SOIL MIX AND REPOTTING
It is important to select the proper potting soil or soilless mix for growing your plants. While general mixes work well for most plants, some plants like orchids and succulents benefit from a specialty mix. These mixes are available at any nursery or garden center.
Repot when the plant has outgrown its current container. The best time of year to repot is in the spring when new growth is emerging. Select a pot size 1 or 2 inches in diameter larger than the existing pot. It is important not to choose a pot that is too large because your plant could easily be overwatered. Plants thrive when grown in containers with drainage holes. If you select a container without a drainage hole, be sure to add a layer of gravel at the bottom before putting the plant in it. This will help keep the roots from rotting.
It is important to fertilize plants because the soils they grow in do not contain the essential nutrients they need to thrive. There are two major types of fertilizer available for houseplants.
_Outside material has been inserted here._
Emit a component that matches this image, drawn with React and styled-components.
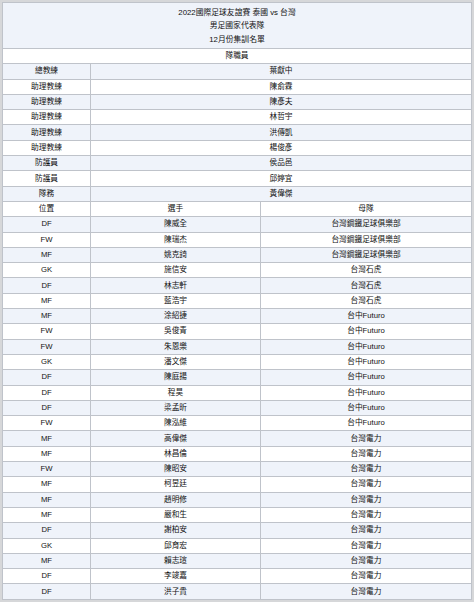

Most houseplants benefit from being fertilized once a month with liquid fertilizer during the period of active growth, generally March through October. During the summer months you can increase the frequency of fertilization to every two weeks. Knowing your plant is important to understanding its fertilization needs. Just as water, soil, and light requirements differ for various types of plants, so do fertilizers. Garden centers sell specific formulations to meet different plant needs. If you do fertilize regularly it is important to flush pots with fresh water once a year to remove fertilizer salts. Use enough water so that it runs out of the bottom of the pot.
Slow–release fertilizers are granular fertilizers that can be applied to the surface of the soil or mixed into the potting soil when planting. They slowly release their nutrients over a longer period of time which helps avoid overfertilizing a plant. For the busy plant grower, slow–release formulations are particularly helpful since they can be applied less frequently.
PESTS AND DISEASES
Indoor plants have pest and disease problems just like outdoor plants. Cleanliness is the key to minimizing these problems. Be sure to remove affected leaves and stems at the first sight of a disease or pest problem. When bringing a new plant into your home, be sure to inspect it carefully for insects or diseases that could harm it or spread to other plants in your home.
The pests most often found on indoor plants are aphids, mealybugs, whiteflies, spider mites, and scale. Thrips are generally problematic on flowering plants. Insecticidal soaps or horticultural oils are usually effective means of treatment for these pests. You will need to re-apply the product weekly until the pest problem disappears.
Prevention is the most effective way to keep plants healthy from diseases. Once diseases are present, they are nearly impossible to eliminate. Following the proper growing requirements described above (appropriate light, water, humidity, soil, and fertilizer) will help keep your plant healthy and better equipped to fight off potential infections.